When God had shown us un-mistakably through dreams, through His Word and confirmed it all through circumstances by both colleagues and leaders above us that now was the time for me to fulfill the desire God had placed in me at the age of 16 years to minister among the Bantu tribes of Africa, we said, "Yes! Here we are God!"

Now, only three months into our assignment I was angry and upset and ready to go home. I had carefully arranged my shipment of some essential furniture and personal items to be sent by air-freight and had been told by the company it would arrive withing three weeks of our landing in Nairobi - but someone had a better idea and set out to "help expedite" our shipping plans after I had left the US -- which had resulted in our shipment being delayed and we were still sleeping on a sponge on the floor of our apartment, living and cooking out of my back-pack carried with us on our initial trip. Further, I had called the General Director and after approval from my boss on the phone, had just written a check for $25,000 to pay for our new Peugeot station wagon, only to receive an overseas phone call the next day from the accounting department, saying that my funds would not support that check. I had been hit with the hard cold fact that I had written a check based on a verbal agreement. My leaders had dis-appointed me.

Before sleeping on that fateful night I had apologized to Frances for getting us into this "mess" and promised her that next morning I was going to call the leaders at Headquarters and tell them to stop my shipment - and that we were not going to remain on the field. I felt betrayed. I felt I had been lied to. I was filling up with hurt and anger and bitterness. I knew that these feelings were not righteous ones, therefore my prayer, "This is killing me, Lord! Give me victory!"

Let me say that I do not believe that everything I dream comes from God. In fact I urge caution when people tell dreams they have had and try to apply it as though it were from God. I've seen too many of what my Dad used to call "Pork and Bean Dreams". However, sometime in the wee hours of the next morning after I had decided I would just go home, I dreamed that I was on a platform in an African Church and was being welcomed to Africa. I can still see the lovely child of about 9 years with her beautiful hair tied into "dog-tails" and her beautiful stand-out white pinafore dress, looking into my face with a captivating gleeming white smile, while reaching up to place a lei of flowers over my neck, kissing me on the cheek and saying, "PUMZIKA!" I had never (to my knowledge) heard that sound before.
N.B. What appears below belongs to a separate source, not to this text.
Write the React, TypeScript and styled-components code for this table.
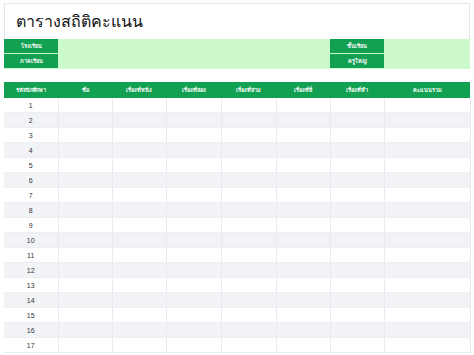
import styled, {createGlobalStyle} from "styled-components";

const GlobalStyle = createGlobalStyle`
  body {
    margin: 0;
    background: #ffffff;
    font-family: "Noto Sans", "Liberation Sans", sans-serif;
    color: #222;
  }
`;

const Page = styled.div`
  width: 466px;
  padding: 3px 4px 0;
`;

const TitleBox = styled.div`
  height: 36px;
  border: 1px solid #e6e6e6;
  border-bottom: none;
  display: flex;
  align-items: center;
  padding-left: 11px;
  box-sizing: border-box;
`;

const Title = styled.h1`
  margin: 0;
  font-size: 16px;
  font-weight: 400;
  color: #111;
`;

const InfoGrid = styled.div`
  display: grid;
  grid-template-columns: 54px 272px 54px 86px;
  background: #cdfacd;
`;

const InfoLabel = styled.div`
  height: 14px;
  background: #12a052;
  color: #fff;
  font-size: 5.5px;
  font-weight: 700;
  display: flex;
  align-items: center;
  justify-content: center;
  border-bottom: 1px solid #cdfacd;
`;

const InfoValue = styled.div`
  height: 14px;
  border-bottom: 1px solid #cdfacd;
`;

const Table = styled.table`
  margin-top: 13px;
  width: 466px;
  border-collapse: collapse;
  table-layout: fixed;
`;

const HeadCell = styled.th<{ $w: number }>`
  width: ${p => p.$w}px;
  height: 16px;
  padding: 0;
  background: #12a052;
  color: #fff;
  font-size: 5.5px;
  font-weight: 700;
  text-align: center;
`;

const Row = styled.tr<{ $alt: boolean }>`
  background: ${p => (p.$alt ? "#f2f3f7" : "#ffffff")};
`;

const Cell = styled.td`
  height: 14px;
  padding: 0;
  border-right: 1px solid #e8eaef;
  border-bottom: 1px solid #eceef2;
  font-family: "Liberation Sans", sans-serif;
  font-size: 7px;
  color: #333;
  text-align: center;
`;

const columns = [
    "รหัสนักศึกษา",
    "ชื่อ",
    "เรื่องที่หนึ่ง",
    "เรื่องที่สอง",
    "เรื่องที่สาม",
    "เรื่องที่สี่",
    "เรื่องที่ห้า",
    "คะแนนรวม",
];

const widths = [54, 54, 54, 55, 55, 54, 54, 86];

function App() {
    const rows = Array.from({length: 17}, (_, i) => i + 1);

    return (
        <>
            <GlobalStyle/>
            <Page>
                <TitleBox>
                    <Title>ตารางสถิติคะแนน</Title>
                </TitleBox>
                <InfoGrid>
                    <InfoLabel>โรงเรียน</InfoLabel>
                    <InfoValue/>
                    <InfoLabel>ชั้นเรียน</InfoLabel>
                    <InfoValue/>
                    <InfoLabel>ภาคเรียน</InfoLabel>
                    <InfoValue/>
                    <InfoLabel>ครูใหญ่</InfoLabel>
                    <InfoValue/>
                </InfoGrid>
                <Table>
                    <thead>
                    <tr>
                        {columns.map((c, i) => (
                            <HeadCell key={c} $w={widths[i]}>{c}</HeadCell>
                        ))}
                    </tr>
                    </thead>
                    <tbody>
                    {rows.map(n => (
                        <Row key={n} $alt={n % 2 === 0}>
                            <Cell>{n}</Cell>
                            {widths.slice(1).map((_, i) => <Cell key={i}/>)}
                        </Row>
                    ))}
                    </tbody>
                </Table>
            </Page>
        </>
    );
}

export default App;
I only knew that when she said, "Pumzika!", I felt the sweet relief of blessed assurance that all was well.

When I awoke I shook Frances awake and said to her with tears streaming down, "I don't understand this. I don't know what it all means. But - we are not going home. I know that all is well!

Next morning, while the former overseer was taking me around the city to see the location of churches and to help orient me to the places I would need to know about I asked him, "Jack, in all the 23 languages of Kenya, and all the additional dialects that make up the 40 languages spoken in this country, have you ever heard something that sounds remotely like, Pumzika?" I shall never forget his answer. He looked across at me and said, "Yes, Fred. That's a Kiswahili word in the simple imperative form and it means simply, YOU REST!

So now -- if you come to see me and I talk to you about "Pumzika Acres" you will know that this means "Restful Place". It's something God did for me that I never want to forget nor to allow my friends and family to forget.

3 comments:

L A Brannen said...

Fred,
I didn't know about your shipment delay that resulted in your decision to return to the U.S. I'm glad you shared this. It's awesome.

Travelin' On said...

I sure am thankful for the blog these days. Beautiful Fred. I knew this story but it is good that you put it "out here."
The blog is a very nice way to preserve these kinds of stories. (er uh, well, at least until whatever technology comes along that makes this 'archaic', right?
I'm sure you have many more to tell so don't be scarce. :) I love you and I'm thankful you are my brother.

Fred Alton said...

Yes, Sis, soon the tech world will replace these slow computers that we have to go to the office to access. It's astounding to consider what's happening in this world. I've just bought the book by Thomas L. Friedman called "The World is Flat" which is chock full of revelations on this subject of technology.